四季の歌
区のセンターで妻も歌う合唱祭が催される日、撮影しようと出かけた。6回しか練習してないので「来なくてもいい」と言われてはいたのだが、せっかくだから記録しようと思った。出演順が1番の妻が家を出たあとすぐ追うように50ccバイクを走らせた。
天気のよい日で気分もよく、人々が次々にセンターに吸い込まれていく。センターの駐輪場はいっぱいだったがすでに駐まっていた妻の50ccバイクの横に、少し狭かったが駐める。入り口を入ると案内の係の女性が二階への階段を手で示してくれそのまま二階へ。

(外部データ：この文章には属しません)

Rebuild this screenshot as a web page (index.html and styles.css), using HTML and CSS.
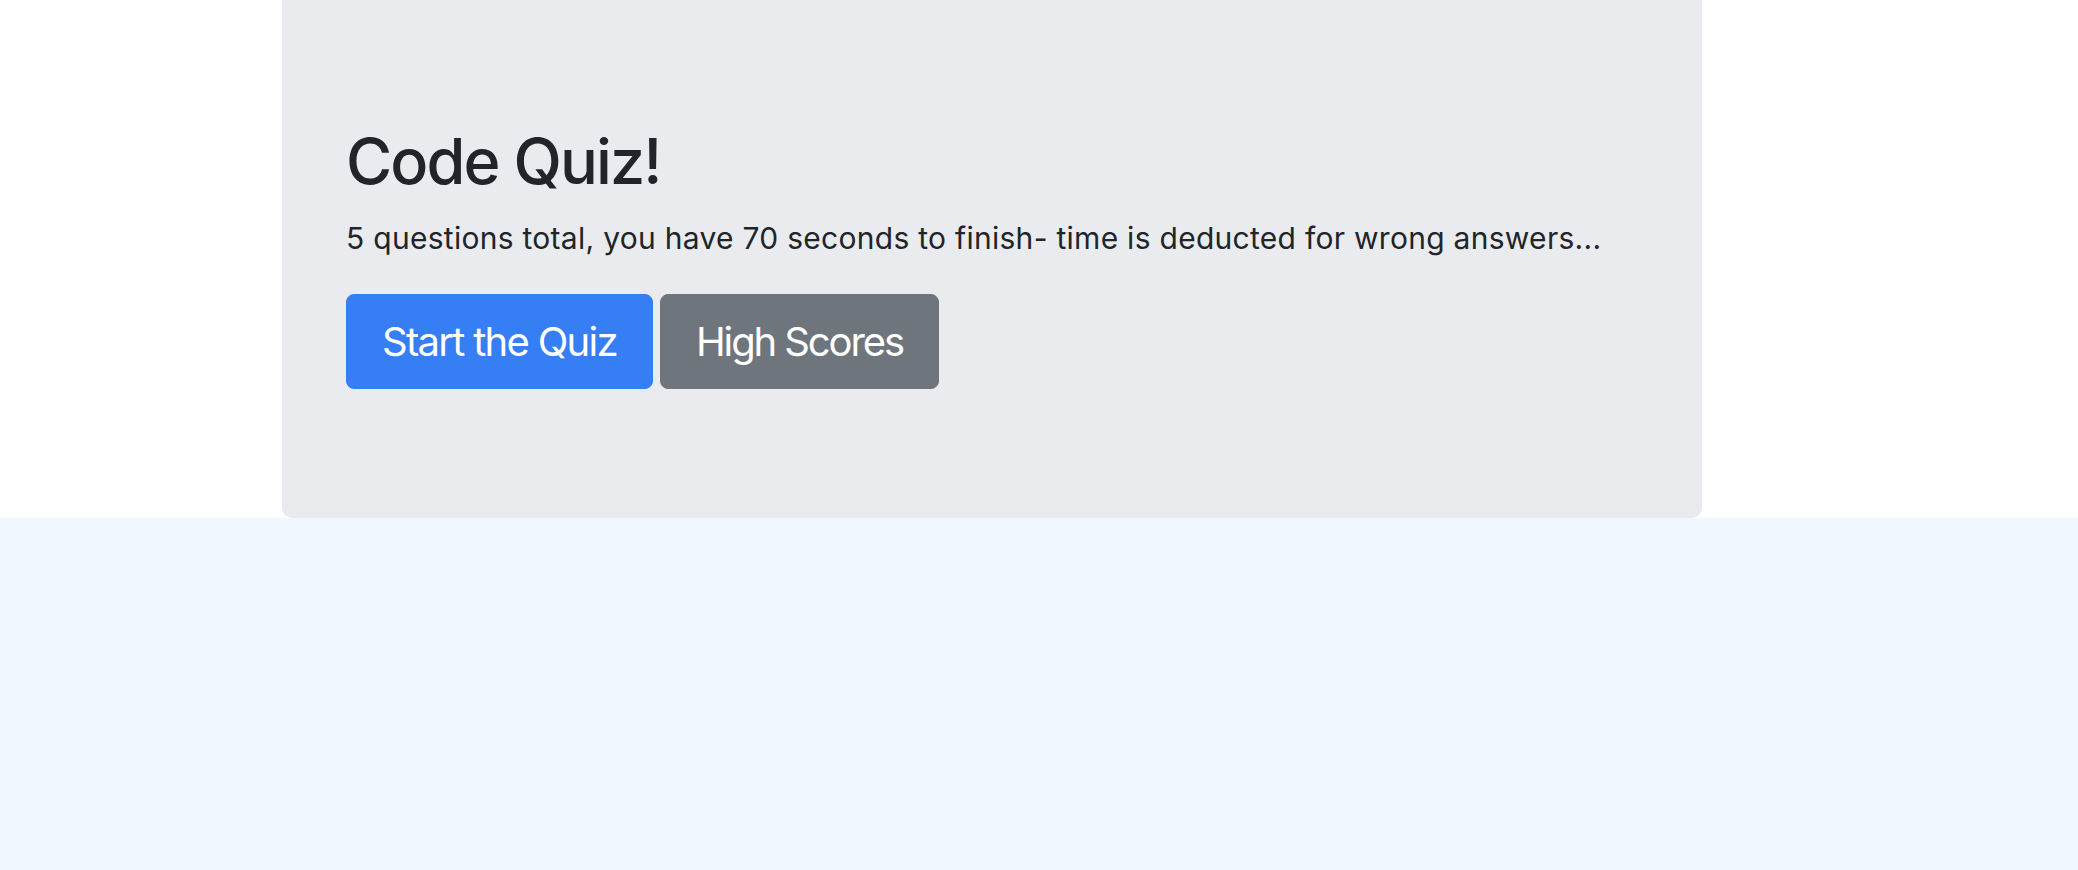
FILE: index.html
```html
<!DOCTYPE html>
<html lang="en">
<head>
<meta charset="utf-8">
<title>Code Quiz</title>
<link rel="stylesheet" href="styles.css">
</head>
<body>
<header class="top">
  <div class="jumbotron">
    <h1 class="title">Code Quiz!</h1>
    <p class="lead">5 questions total, you have 70 seconds to finish- time is deducted for wrong answers...</p>
    <div class="actions">
      <button class="btn btn-primary">Start the Quiz</button>
      <button class="btn btn-secondary">High Scores</button>
    </div>
  </div>
</header>
<main class="bottom"></main>
</body>
</html>
```

FILE: styles.css
```css
html, body {
  margin: 0;
  padding: 0;
}
body {
  font-family: Inter, "Noto Sans", "Liberation Sans", sans-serif;
  color: #212529;
  background: #f0f7fe;
  height: 870px;
  display: flex;
  flex-direction: column;
}
.top {
  background: #ffffff;
  display: flex;
}
.jumbotron {
  margin-left: 282px;
  width: 1420px;
  box-sizing: border-box;
  background: #e9ebef;
  border-radius: 0 0 10px 10px;
  padding: 123px 64px 129px;
}
.title {
  margin: 0;
  font-size: 63px;
  font-weight: 550;
  letter-spacing: -1.9px;
  line-height: 76px;
  color: #212529;
}
.lead {
  margin: 17px 0 33px;
  font-size: 30px;
  line-height: 45px;
  font-weight: 400;
  letter-spacing: 0.28px;
}
.actions {
  display: flex;
  gap: 7px;
}
.btn {
  font-family: inherit;
  font-size: 40px;
  line-height: 59px;
  padding: 17px 35px;
  border: 1px solid transparent;
  border-radius: 8px;
  color: #ffffff;
  letter-spacing: -1.7px;
  cursor: pointer;
}
.btn-primary {
  background: #367ef4;
  border-color: #367ef4;
}
.btn-secondary {
  background: #6f757c;
  border-color: #6f757c;
  letter-spacing: -2.1px;
}
.bottom {
  flex: 1;
  background: #f0f7fe;
}
```
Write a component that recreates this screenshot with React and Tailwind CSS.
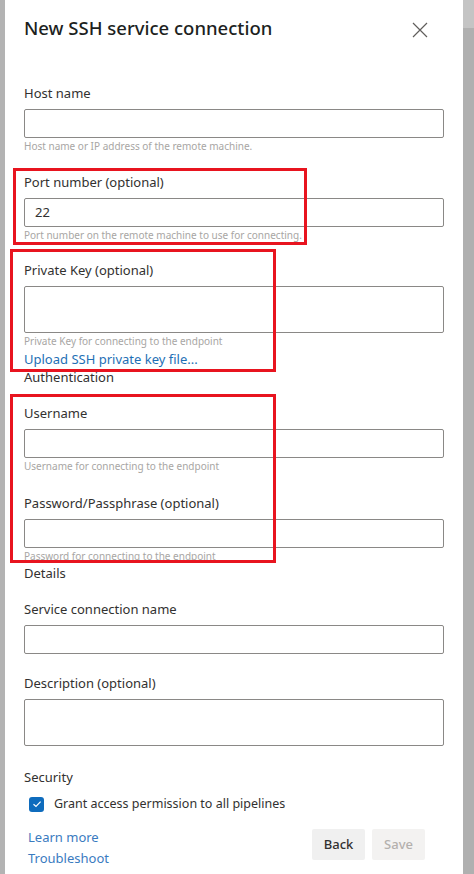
import React from 'react'

const font = { fontFamily: '"Noto Sans", "Open Sans", sans-serif' }

function Field({ label, help, tall, value, gap = 'mt-[18px]' }) {
  return (
    <div className={gap}>
      <div className="text-[13px] leading-[18px] text-[#323130]">{label}</div>
      <div className={`mt-[7px] w-[420px] border border-[#8a8886] rounded-[2px] bg-white ${tall ? 'h-[47px]' : 'h-[29px]'} flex items-center px-[10px] text-[13px] text-[#323130]`}>
        {value}
      </div>
      {help && <div className="mt-[1px] text-[10px] leading-[14px] text-[#a8a6a4]">{help}</div>}
    </div>
  )
}

export default function App() {
  return (
    <div className="relative flex w-[474px] h-[874px] overflow-hidden bg-white" style={font}>
      <div className="w-[5px] h-full bg-[#b3b3b3]" />
      <div className="w-[458px] h-full bg-white px-[19px]">
        <div className="flex items-center justify-between pt-[14px]">
          <div className="text-[18.5px] leading-[28px] font-medium text-[#201f1e]">New SSH service connection</div>
          <svg width="16" height="16" viewBox="0 0 16 16" className="mr-[16px] mt-[4px]">
            <path d="M1 1 L15 15 M15 1 L1 15" stroke="#605e5c" strokeWidth="1.2" fill="none" />
          </svg>
        </div>

        <Field gap="mt-[42px]" label="Host name" help="Host name or IP address of the remote machine." />
        <Field gap="mt-[20px]" label="Port number (optional)" value="22" help="Port number on the remote machine to use for connecting." />
        <Field gap="mt-[19px]" label="Private Key (optional)" tall help="Private Key for connecting to the endpoint" />
        <div className="mt-[2px] text-[13px] leading-[18px] text-[#1e6fb5]">Upload SSH private key file...</div>
        <div className="text-[13px] leading-[18px] text-[#323130]">Authentication</div>

        <Field label="Username" help="Username for connecting to the endpoint" />
        <Field gap="mt-[21px]" label="Password/Passphrase (optional)" help="Password for connecting to the endpoint" />
        <div className="mt-[1px] text-[13px] leading-[18px] text-[#323130]">Details</div>

        <Field label="Service connection name" />
        <Field gap="mt-[20px]" label="Description (optional)" tall />

        <div className="mt-[22px] text-[13px] leading-[18px] text-[#323130]">Security</div>
        <div className="mt-[9px] flex items-center ml-[5px]">
          <div className="w-[15px] h-[15px] rounded-[3px] bg-[#0f6cbd] flex items-center justify-center">
            <svg width="10" height="10" viewBox="0 0 10 10">
              <path d="M1.5 5.2 L4 7.5 L8.6 2.6" stroke="white" strokeWidth="1.2" fill="none" />
            </svg>
          </div>
          <div className="ml-[10px] text-[12.5px] leading-[18px] text-[#323130]">Grant access permission to all pipelines</div>
        </div>

        <div className="mt-[14px] flex items-start justify-between">
          <div className="ml-[4px] text-[13px] leading-[21px] text-[#3a7bbf]">
            <div>Learn more</div>
            <div>Troubleshoot</div>
          </div>
          <div className="flex gap-[7px] mr-[19px] mt-[2px]">
            <div className="w-[53px] h-[31px] bg-[#f0f0f0] rounded-[2px] flex items-center justify-center text-[13px] font-medium text-[#323130]">Back</div>
            <div className="w-[53px] h-[31px] bg-[#f3f2f1] rounded-[2px] flex items-center justify-center text-[13px] font-medium text-[#b3b0ad]">Save</div>
          </div>
        </div>
      </div>
      <div className="w-[11px] h-full flex flex-col">
        <div className="h-[28px] bg-[#c4c4c4]" />
        <div className="flex-1 bg-[#b0b0b0]" />
      </div>

      <div className="absolute left-[13px] top-[168px] w-[294px] h-[77px] border-[3px] border-[#e8141f]" />
      <div className="absolute left-[10px] top-[249px] w-[266px] h-[123px] border-[3px] border-[#e8141f]" />
      <div className="absolute left-[10px] top-[394px] w-[266px] h-[169px] border-[3px] border-[#e8141f]" />
    </div>
  )
}
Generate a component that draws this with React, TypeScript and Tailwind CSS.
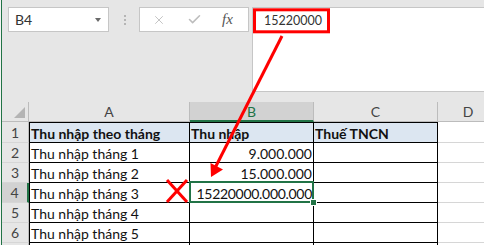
import { Check, X } from "lucide-react";

const rows = [
  { n: 1, a: "Thu nhập theo tháng", b: "Thu nhập", c: "Thuế TNCN", head: true },
  { n: 2, a: "Thu nhập tháng 1", b: "9.000.000", c: "" },
  { n: 3, a: "Thu nhập tháng 2", b: "15.000.000", c: "" },
  { n: 4, a: "Thu nhập tháng 3", b: "15220000.000.000", c: "" },
  { n: 5, a: "Thu nhập tháng 4", b: "", c: "" },
  { n: 6, a: "Thu nhập tháng 5", b: "", c: "" },
  { n: 7, a: "", b: "", c: "" },
];

function Toolbar() {
  return (
    <div className="h-[102px] shrink-0 flex items-start pt-[7px] pl-[6px]">
      <div className="w-[101px] shrink-0 h-[25px] bg-white border border-[#c6c6c6] flex items-center justify-between pl-[6px] pr-[7px] text-[14px] text-[#333]">
        <span>B4</span>
        <span className="w-0 h-0 border-l-[3px] border-r-[3px] border-t-[4px] border-l-transparent border-r-transparent border-t-[#6a6a6a]" />
      </div>
      <div className="ml-[15px] h-[25px] flex flex-col items-center justify-center gap-[2px]">
        <span className="size-[2px] bg-[#b5b5b5]" />
        <span className="size-[2px] bg-[#b5b5b5]" />
        <span className="size-[2px] bg-[#b5b5b5]" />
      </div>
      <div className="ml-[13px] w-[110px] shrink-0 h-[25px] bg-white border border-[#c6c6c6] flex items-center">
        <X className="ml-[12px] size-[14px] text-[#bdbdbd]" strokeWidth={1.5} />
        <Check className="ml-[21px] size-[15px] text-[#bdbdbd]" strokeWidth={2.5} />
        <span className="ml-[20px] text-[15px] italic text-[#555]" style={{ fontFamily: '"Liberation Serif", serif' }}>
          fx
        </span>
      </div>
      <div className="ml-[3px] flex-1 h-[85px] bg-white border-l border-t border-b border-[#c6c6c6] pl-[11px] pt-[3px] text-[12.5px] leading-[19px] text-[#333]">
        15220000
      </div>
    </div>
  );
}

function HeaderRow() {
  return (
    <div className="flex h-[20px] text-[14px] text-[#444]">
      <div className="w-[27px] shrink-0 border-r border-b border-[#bcbcbc] relative">
        <svg className="absolute left-[12px] top-[5px]" width="12" height="12" viewBox="0 0 12 12">
          <polygon points="11,0 11,11 0,11" fill="#b4b4b4" />
        </svg>
      </div>
      <div className="w-[161px] shrink-0 border-r border-b border-[#bcbcbc] flex items-center justify-center">A</div>
      <div className="w-[124px] shrink-0 border-r border-[#bcbcbc] border-b-2 border-b-[#217346] bg-[#d2d2d2] flex items-center justify-center text-[#217346]">
        B
      </div>
      <div className="w-[124px] shrink-0 border-r border-b border-[#bcbcbc] flex items-center justify-center">C</div>
      <div className="w-[60px] shrink-0 border-b border-[#bcbcbc] flex items-center justify-center">D</div>
    </div>
  );
}

export default function App() {
  return (
    <div className="relative w-[484px] h-[245px] overflow-hidden bg-[#e6e6e6] flex" style={{ fontFamily: "Lato, sans-serif" }}>
      <div className="w-px shrink-0 bg-[#f4f4f4]" />
      <div className="flex-1 flex flex-col border-l border-[#217346] min-w-0">
        <Toolbar />
        <HeaderRow />
        {rows.map((r) => {
          const sel = r.n === 4;
          const h = r.head ? "border-t" : "";
          const fill = r.head ? "bg-[#dce6f1] font-bold" : "bg-white";
          return (
            <div key={r.n} className={`flex shrink-0 text-[14px] leading-[19px] text-[#111] ${r.head ? "h-[21px]" : "h-[20px]"}`}>
              <div
                className={`w-[27px] shrink-0 border-b border-b-[#d6d6d6] flex items-center justify-center text-[#444] ${
                  sel ? "bg-[#d2d2d2] border-r-2 border-r-[#217346]" : "border-r border-r-[#bcbcbc]"
                }`}
              >
                {r.n < 7 ? r.n : ""}
              </div>
              <div className={`w-[161px] shrink-0 border-l border-r border-b border-black pl-[1px] pt-px ${h} ${fill}`}>{r.a}</div>
              <div
                className={`w-[124px] shrink-0 border-r border-b border-black pr-[1px] pt-px whitespace-nowrap ${h} ${fill} ${
                  r.head ? "pl-[1px]" : "text-right"
                } ${sel ? "tracking-[-0.3px]" : ""}`}
              >
                {r.b}
              </div>
              <div className={`w-[124px] shrink-0 border-r border-b border-black pl-[1px] pt-px ${h} ${fill}`}>{r.c}</div>
              <div className="w-[60px] shrink-0 bg-white border-b border-[#d6d6d6]" />
            </div>
          );
        })}
      </div>

      {/* selected cell B4 */}
      <div className="absolute left-[189px] top-[181px] w-[125px] h-[22px] border-2 border-[#217346]" />
      <div className="absolute left-[311px] top-[200px] size-[5px] bg-[#217346] outline outline-1 outline-white" />

      {/* red annotations */}
      <svg className="absolute inset-0 pointer-events-none" width="484" height="245" viewBox="0 0 484 245">
        <rect x="254.5" y="9.8" width="74" height="22" fill="none" stroke="#ff0000" strokeWidth="3" />
        <line x1="282" y1="36" x2="214" y2="170" stroke="#ff0000" strokeWidth="3" />
        <polygon points="211,177 210.5,163 223,169.5" fill="#ff0000" />
        <line x1="167" y1="180" x2="187" y2="202" stroke="#ff0000" strokeWidth="3" />
        <line x1="187" y1="180" x2="167" y2="202" stroke="#ff0000" strokeWidth="3" />
      </svg>
    </div>
  );
}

ドア前で言われるままに記帳し、会場に入ると中は思ったより広く、舞台近くの席は出演する人たちでかなりいっぱいで純粋な観客は少なく、後ろ寄りの椅子に僕も案内される。あらかじめ記帳台近くの人に訊ねておいた撮影の可否は、席に座ってしばらくして条件つきでOKされ、携帯を横に構えて開始を僕は待つ。
センター長なのだろう、初老の男性の簡単な挨拶のあと40人はいるだろうか、妻の属するグループの大勢(おおぜい)が舞台いっぱいに並び、「シュラーフェ、シュラーフェ」とシューベルトの子守歌がドイツ語で始まった。
その曲は3番目だった。家で何回か練習しているのを耳にしてはいたが、男声も交えた合唱で「四季の歌」を初めて聞いた僕は撮影しながら図らずも涙ぐんでしまった。とくに4番の「冬を愛する人」のところで根雪にたとえられた《母》の部分でこみ上げてきた。撮影に集中して無心になっていた。それもよかった。
無心になることが少ない。無心になった時素直になれる。素直な自分が僕は好きだ。